Code that builds pages
═══

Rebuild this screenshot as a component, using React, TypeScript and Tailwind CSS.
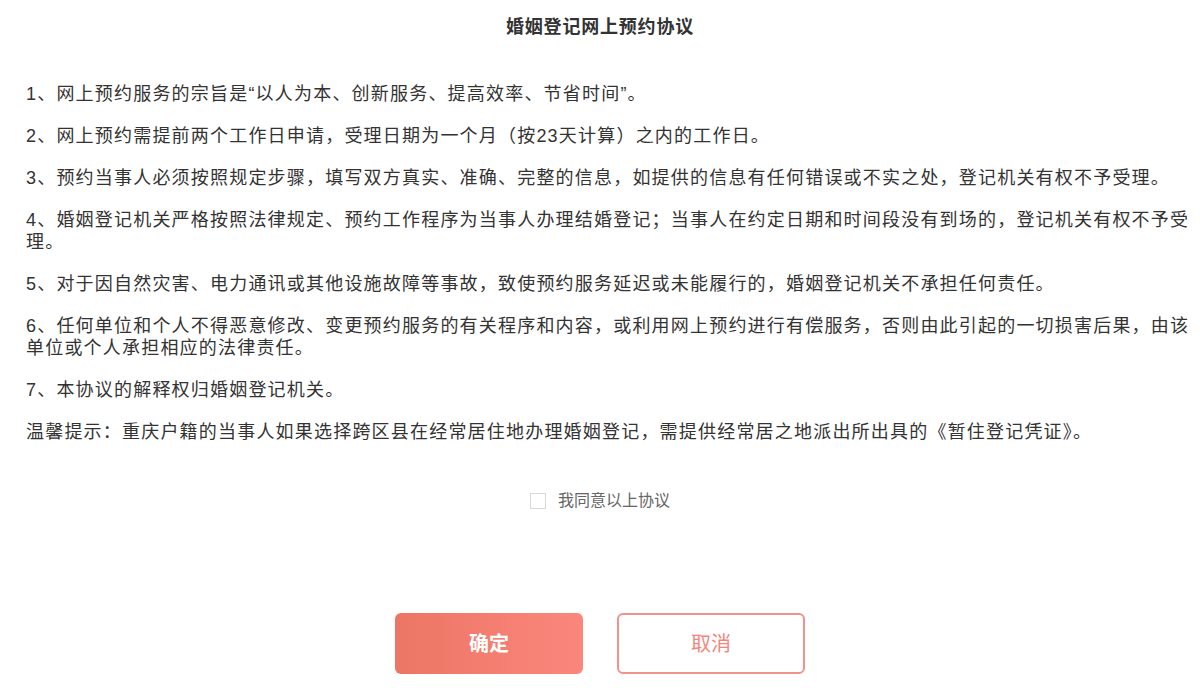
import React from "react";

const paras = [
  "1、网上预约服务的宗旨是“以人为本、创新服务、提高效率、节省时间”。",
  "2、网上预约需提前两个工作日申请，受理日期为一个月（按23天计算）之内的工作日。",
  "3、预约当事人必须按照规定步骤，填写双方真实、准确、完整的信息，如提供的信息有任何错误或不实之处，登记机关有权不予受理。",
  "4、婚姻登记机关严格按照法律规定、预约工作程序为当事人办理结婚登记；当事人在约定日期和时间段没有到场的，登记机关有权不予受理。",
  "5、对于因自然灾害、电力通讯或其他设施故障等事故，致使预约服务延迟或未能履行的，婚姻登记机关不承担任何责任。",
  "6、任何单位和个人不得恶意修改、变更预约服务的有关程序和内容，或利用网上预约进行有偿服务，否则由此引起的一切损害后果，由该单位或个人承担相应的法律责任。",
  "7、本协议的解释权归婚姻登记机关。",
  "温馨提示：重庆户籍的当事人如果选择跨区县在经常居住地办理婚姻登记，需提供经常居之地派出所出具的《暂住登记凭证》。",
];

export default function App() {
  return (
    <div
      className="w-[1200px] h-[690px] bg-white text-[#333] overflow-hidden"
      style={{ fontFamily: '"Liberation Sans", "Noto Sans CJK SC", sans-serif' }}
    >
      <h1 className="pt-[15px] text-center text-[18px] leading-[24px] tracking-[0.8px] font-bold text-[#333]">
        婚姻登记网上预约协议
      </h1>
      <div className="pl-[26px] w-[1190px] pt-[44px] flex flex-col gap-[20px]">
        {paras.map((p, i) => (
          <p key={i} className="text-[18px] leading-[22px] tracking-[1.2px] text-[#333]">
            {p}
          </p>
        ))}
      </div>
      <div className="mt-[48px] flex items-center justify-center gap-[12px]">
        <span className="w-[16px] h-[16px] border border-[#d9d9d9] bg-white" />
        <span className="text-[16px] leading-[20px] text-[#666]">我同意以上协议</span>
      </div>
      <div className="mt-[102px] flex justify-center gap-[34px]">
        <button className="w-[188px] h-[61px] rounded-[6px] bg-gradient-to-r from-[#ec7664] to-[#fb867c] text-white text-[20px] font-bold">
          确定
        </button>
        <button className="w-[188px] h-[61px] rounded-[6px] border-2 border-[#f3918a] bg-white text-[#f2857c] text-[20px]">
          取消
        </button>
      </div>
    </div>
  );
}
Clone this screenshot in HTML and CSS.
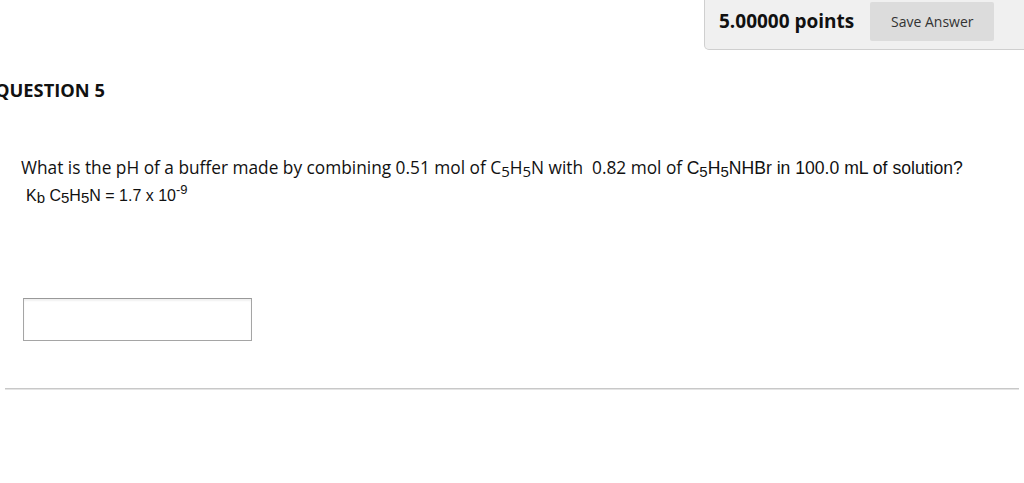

═══

■ EXERCISE GOAL
Retype the whole listing exactly and leave the pictures out.

■ RIGHT ANSWER
Rebuild this screenshot as a component, using React, TypeScript and Tailwind CSS.
import React from "react";

const paras = [
  "1、网上预约服务的宗旨是“以人为本、创新服务、提高效率、节省时间”。",
  "2、网上预约需提前两个工作日申请，受理日期为一个月（按23天计算）之内的工作日。",
  "3、预约当事人必须按照规定步骤，填写双方真实、准确、完整的信息，如提供的信息有任何错误或不实之处，登记机关有权不予受理。",
  "4、婚姻登记机关严格按照法律规定、预约工作程序为当事人办理结婚登记；当事人在约定日期和时间段没有到场的，登记机关有权不予受理。",
  "5、对于因自然灾害、电力通讯或其他设施故障等事故，致使预约服务延迟或未能履行的，婚姻登记机关不承担任何责任。",
  "6、任何单位和个人不得恶意修改、变更预约服务的有关程序和内容，或利用网上预约进行有偿服务，否则由此引起的一切损害后果，由该单位或个人承担相应的法律责任。",
  "7、本协议的解释权归婚姻登记机关。",
  "温馨提示：重庆户籍的当事人如果选择跨区县在经常居住地办理婚姻登记，需提供经常居之地派出所出具的《暂住登记凭证》。",
];

export default function App() {
  return (
    <div
      className="w-[1200px] h-[690px] bg-white text-[#333] overflow-hidden"
      style={{ fontFamily: '"Liberation Sans", "Noto Sans CJK SC", sans-serif' }}
    >
      <h1 className="pt-[15px] text-center text-[18px] leading-[24px] tracking-[0.8px] font-bold text-[#333]">
        婚姻登记网上预约协议
      </h1>
      <div className="pl-[26px] w-[1190px] pt-[44px] flex flex-col gap-[20px]">
        {paras.map((p, i) => (
          <p key={i} className="text-[18px] leading-[22px] tracking-[1.2px] text-[#333]">
            {p}
          </p>
        ))}
      </div>
      <div className="mt-[48px] flex items-center justify-center gap-[12px]">
        <span className="w-[16px] h-[16px] border border-[#d9d9d9] bg-white" />
        <span className="text-[16px] leading-[20px] text-[#666]">我同意以上协议</span>
      </div>
      <div className="mt-[102px] flex justify-center gap-[34px]">
        <button className="w-[188px] h-[61px] rounded-[6px] bg-gradient-to-r from-[#ec7664] to-[#fb867c] text-white text-[20px] font-bold">
          确定
        </button>
        <button className="w-[188px] h-[61px] rounded-[6px] border-2 border-[#f3918a] bg-white text-[#f2857c] text-[20px]">
          取消
        </button>
      </div>
    </div>
  );
}
Clone this screenshot in HTML and CSS.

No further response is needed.